The apps developed by engineers who rely on code-generating AI systems for generating code are more prone to security threats, suggests an expert report.
Code-generating AI systems that use machine learning algorithms to suggest lines of codes and functions based on the context of existing code have become increasingly popular among software engineers.
However, a recent study conducted by researchers affiliated with Stanford University found that such codes, when used in developing apps, may introduce security vulnerabilities.
The study specifically focused on Codex. OpenAI’s Codex is an AI code-generation framework.
The research team had 47 developers with varied levels of programming expertise to access Codex to solve security-related problems with various programming languages.
The researchers discovered that as compared to participants in the control group, individuals who had access to Codex created insecure and improper code from a cybersecurity standpoint.
The participants with access to Codex even perceived the insecure answers to be secure.
Code-Generating Systems Aren’t Entirely Useless
Megha Shrivastava, the study’s co-author and a Stanford postgraduate student emphasized that the study’s findings don’t constitute a full indictment of Codex or any other code-generation programs.

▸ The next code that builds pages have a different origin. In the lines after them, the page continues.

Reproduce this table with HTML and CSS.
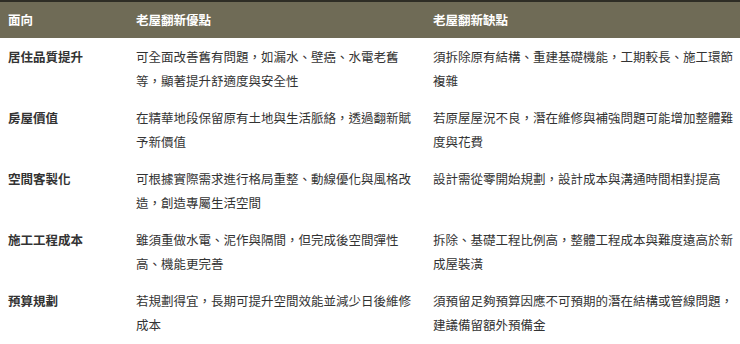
FILE: index.html
```html
<!DOCTYPE html>
<html lang="zh-Hant">
<head>
<meta charset="utf-8">
<link rel="stylesheet" href="styles.css">
</head>
<body>
<table class="cmp">
  <colgroup>
    <col class="c1"><col class="c2"><col class="c3">
  </colgroup>
  <thead>
    <tr><th>面向</th><th>老屋翻新優點</th><th>老屋翻新缺點</th></tr>
  </thead>
  <tbody>
    <tr><td class="k">居住品質提升</td><td>可全面改善舊有問題，如漏水、壁癌、水電老舊等，顯著提升舒適度與安全性</td><td>須拆除原有結構、重建基礎機能，工期較長、施工環節複雜</td></tr>
    <tr><td class="k">房屋價值</td><td>在精華地段保留原有土地與生活脈絡，透過翻新賦予新價值</td><td>若原屋屋況不良，潛在維修與補強問題可能增加整體難度與花費</td></tr>
    <tr><td class="k">空間客製化</td><td>可根據實際需求進行格局重整、動線優化與風格改造，創造專屬生活空間</td><td>設計需從零開始規劃，設計成本與溝通時間相對提高</td></tr>
    <tr><td class="k">施工工程成本</td><td>雖須重做水電、泥作與隔間，但完成後空間彈性高、機能更完善</td><td>拆除、基礎工程比例高，整體工程成本與難度遠高於新成屋裝潢</td></tr>
    <tr><td class="k">預算規劃</td><td>若規劃得宜，長期可提升空間效能並減少日後維修成本</td><td>須預留足夠預算因應不可預期的潛在結構或管線問題，建議備留額外預備金</td></tr>
  </tbody>
</table>
</body>
</html>
```

FILE: styles.css
```css
html, body {
  margin: 0;
  padding: 0;
  background: #ffffff;
}
body {
  font-family: "Noto Sans CJK TC", "Noto Sans", sans-serif;
  font-size: 12.5px;
  color: #333333;
}
.cmp {
  width: 740px;
  border-collapse: collapse;
  table-layout: fixed;
  border-top: 2px solid #2e2d25;
}
.c1 { width: 128px; }
.c2 { width: 297px; }
.c3 { width: 315px; }
.cmp th {
  background: #6f6b56;
  color: #ffffff;
  font-weight: 700;
  text-align: left;
  height: 36px;
  padding: 0 8px;
  line-height: 24px;
  vertical-align: middle;
}
.cmp td {
  padding: 7px 8px 6px;
  line-height: 24px;
  vertical-align: top;
}
.cmp td:last-child {
  padding-right: 3px;
}
.cmp td.k {
  font-weight: 700;
}
```
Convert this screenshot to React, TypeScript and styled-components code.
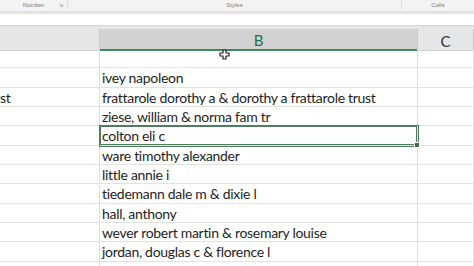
import styled, { createGlobalStyle } from "styled-components";

const GlobalStyle = createGlobalStyle`
  html, body {
    margin: 0;
    padding: 0;
    background: #ffffff;
    overflow: hidden;
  }
  body {
    font-family: "Lato", "Liberation Sans", sans-serif;
  }
`;

const rows: { a?: string; b: string }[] = [
  { b: "" },
  { b: "ivey napoleon" },
  { a: "st", b: "frattarole dorothy a & dorothy a frattarole trust" },
  { b: "ziese, william & norma fam tr" },
  { b: "colton eli c" },
  { b: "ware timothy alexander" },
  { b: "little annie i" },
  { b: "tiedemann dale m & dixie l" },
  { b: "hall, anthony" },
  { b: "wever robert martin & rosemary louise" },
  { b: "jordan, douglas c & florence l" },
  { b: "" },
];

const SELECTED = 4;

function App() {
  return (
    <Page>
      <GlobalStyle />
      <Ribbon>
        <GroupLabel $width={68}>
          <span>Number</span>
          <Launcher>⇲</Launcher>
        </GroupLabel>
        <GroupLabel $width={334}>
          <span>Styles</span>
        </GroupLabel>
        <GroupLabel $width={72} $last>
          <span>Cells</span>
        </GroupLabel>
      </Ribbon>
      <FormulaBar />
      <HeaderRow>
        <HeaderCell />
        <HeaderCell $active>B</HeaderCell>
        <HeaderCell>C</HeaderCell>
      </HeaderRow>
      <Sheet>
        {rows.map((r, i) => (
          <Row key={i}>
            <Cell>{r.a}</Cell>
            <Cell $b $selected={i === SELECTED}>
              {r.b}
              {i === SELECTED && <FillHandle />}
              {i === 0 && (
                <Cursor width="11" height="11" viewBox="0 0 11 11">
                  <path
                    d="M4 1 H7 V4 H10 V7 H7 V10 H4 V7 H1 V4 H4 Z"
                    fill="#ffffff"
                    stroke="#222"
                    strokeWidth="1.2"
                    strokeLinejoin="round"
                  />
                </Cursor>
              )}
            </Cell>
            <Cell />
          </Row>
        ))}
      </Sheet>
    </Page>
  );
}

const Page = styled.div`
  width: 474px;
  height: 266px;
  overflow: hidden;
`;

const Ribbon = styled.div`
  height: 11px;
  display: flex;
  background: #f3f3f3;
  border-bottom: 3px solid #e4e4e4;
`;

const GroupLabel = styled.div<{ $width: number; $last?: boolean }>`
  width: ${(p) => p.$width}px;
  box-sizing: border-box;
  border-right: ${(p) => (p.$last ? "none" : "1px solid #dcdcdc")};
  display: flex;
  align-items: center;
  justify-content: center;
  position: relative;
  font-family: "Liberation Sans", sans-serif;
  font-size: 6px;
  color: #7a7a7a;
  margin: 1px 0 2px;
`;

const Launcher = styled.span`
  position: absolute;
  right: 4px;
  font-size: 5px;
  color: #8a8a8a;
`;

const FormulaBar = styled.div`
  height: 11px;
  background: #ffffff;
  border-bottom: 1px solid #d6d6d6;
`;

const HeaderRow = styled.div`
  display: grid;
  grid-template-columns: 100px 318px 56px;
  height: 23px;
  box-sizing: border-box;
  padding-top: 1px;
  background: #e6e6e6;
`;

const HeaderCell = styled.div<{ $active?: boolean }>`
  box-sizing: border-box;
  margin-top: 2px;
  display: flex;
  align-items: center;
  justify-content: center;
  font-family: "Lato", "Liberation Sans", sans-serif;
  font-size: 15px;
  color: ${(p) => (p.$active ? "#217346" : "#333333")};
  background: ${(p) => (p.$active ? "#d2d2d2" : "#e6e6e6")};
  border-right: 1px solid #c8c8c8;
  border-bottom: ${(p) => (p.$active ? "2px solid #3d8a5a" : "1px solid #d0d0d0")};
  padding-top: 2px;
`;

const Sheet = styled.div`
  display: flex;
  flex-direction: column;
`;

const Row = styled.div`
  display: grid;
  grid-template-columns: 100px 318px 56px;
  height: 19.33px;
  flex-shrink: 0;
`;

const Cell = styled.div<{ $b?: boolean; $selected?: boolean }>`
  position: relative;
  box-sizing: border-box;
  border-right: 1px solid #dedede;
  border-bottom: 1px solid #e2e2e2;
  padding: 1px 0 0 ${(p) => (p.$b ? 2 : 0)}px;
  font-size: 14px;
  letter-spacing: -0.3px;
  line-height: 18px;
  color: #1e1e1e;
  white-space: nowrap;
  overflow: hidden;
  ${(p) =>
    p.$selected &&
    `
    overflow: visible;
    z-index: 1;
    box-shadow: 0 0 0 1px #4f7c5e inset, 0 0 0 1px #4f7c5e;
  `}
`;

const FillHandle = styled.span`
  position: absolute;
  right: -3px;
  bottom: -3px;
  width: 4px;
  height: 4px;
  background: #3a6b4b;
  border: 1px solid #ffffff;
`;

const Cursor = styled.svg`
  position: absolute;
  left: 119px;
  top: 0px;
`;

export default App;
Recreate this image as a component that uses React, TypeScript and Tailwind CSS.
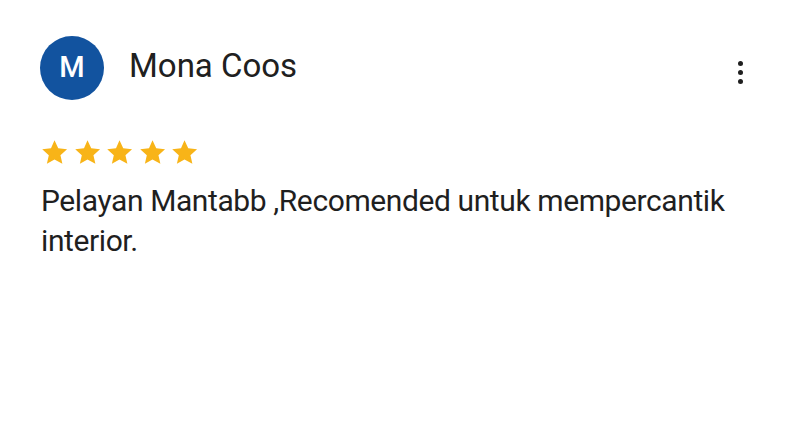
import React from "react";

const Star = () => (
  <svg viewBox="0 0 24 24" className="w-[31px] h-[31px]">
    <path
      fill="#f8b418"
      d="M12 2.6l2.9 6.2 6.8.7-5.1 4.6 1.5 6.7L12 17.4l-5.9 3.4 1.5-6.7-5.1-4.6 6.8-.7z"
    />
  </svg>
);

const App = () => {
  return (
    <div
      className="w-[800px] h-[425px] bg-white text-[#1f1f1f]"
      style={{ fontFamily: "Roboto, 'Liberation Sans', sans-serif" }}
    >
      <div className="pl-[40px] pr-[50px] pt-[36px]">
        <div className="flex items-center">
          <div className="w-[64px] h-[64px] rounded-full bg-[#12539f] flex items-center justify-center text-white text-[29px] font-medium">
            M
          </div>
          <span className="ml-[25px] text-[33px] text-[#202020] -mt-[4px]">Mona Coos</span>
          <div className="ml-auto mt-[8px] flex flex-col gap-[4px] mr-[7px]">
            <span className="block w-[5px] h-[5px] rounded-full bg-[#1f1f1f]" />
            <span className="block w-[5px] h-[5px] rounded-full bg-[#1f1f1f]" />
            <span className="block w-[5px] h-[5px] rounded-full bg-[#1f1f1f]" />
          </div>
        </div>
        <div className="flex gap-[1.5px] mt-[37px] -ml-[1px]">
          <Star />
          <Star />
          <Star />
          <Star />
          <Star />
        </div>
        <p className="mt-[13px] ml-[1px] text-[30px] leading-[40px] tracking-[-0.4px] w-[710px]">
          Pelayan Mantabb ,Recomended untuk mempercantik interior.
        </p>
      </div>
    </div>
  );
};

export default App;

For one thing, the research participants lacked security experience, which may have helped them discover more subtle coding problems. Shrivastava feels that code-generation systems are useful with low-risk-level tasks.
She also believes it’s possible to enhance coding suggestions with some fine-tuning.
Shrivastava went on to add that the companies that have an in-house code generator may work better.
She says such a system will be extensively trained and better capable of generating outputs that are more compatible with the security and coding norms of the company.
Neil Perry, the study’s lead co-author and a Stanford Ph.D. candidate, says that code-generating systems aren’t so developed and capable of replacing human developers.
He also points out that the developers who use code-generating systems to create codes outside their area of expertise need to be concerned.
He even encourages expert code developers to double-check the context and outcome of a code generator if they use one to enhance the speed of task completion for a project.
However, Neil also admits that AI assistant code-generation tools are exhilarating inventions, and many developers are keen to include such tools to generate program codes.
But he also indicates that these tools bring up issues that question the reliability of their usage. The concerns of experts also indicate that potential security vulnerabilities aren’t the only flaws of a code-generating AI system.
A huge chunk of Codex’s training code is under a restrictive license. Users could even instruct Copilot to produce codes from Quake, personal codebase snippets, and sample code from books.
Thus many legal experts say that Copilot can potentially put developers and companies at risk of copyright infringement.
GitHub, however, tries to mitigate this risk by implementing mechanisms for refining user prompts to make them more secure, similar to a supervisor examining and editing rough versions of code.
Cryptography library developers may also need to guarantee that their default settings are safe because code-generation systems rely on these default values, which aren’t always free of vulnerabilities.
It’ll be important for companies and developers to carefully consider the potential risks and benefits of using code-generating AI systems as they continue to become more widely available and relied upon.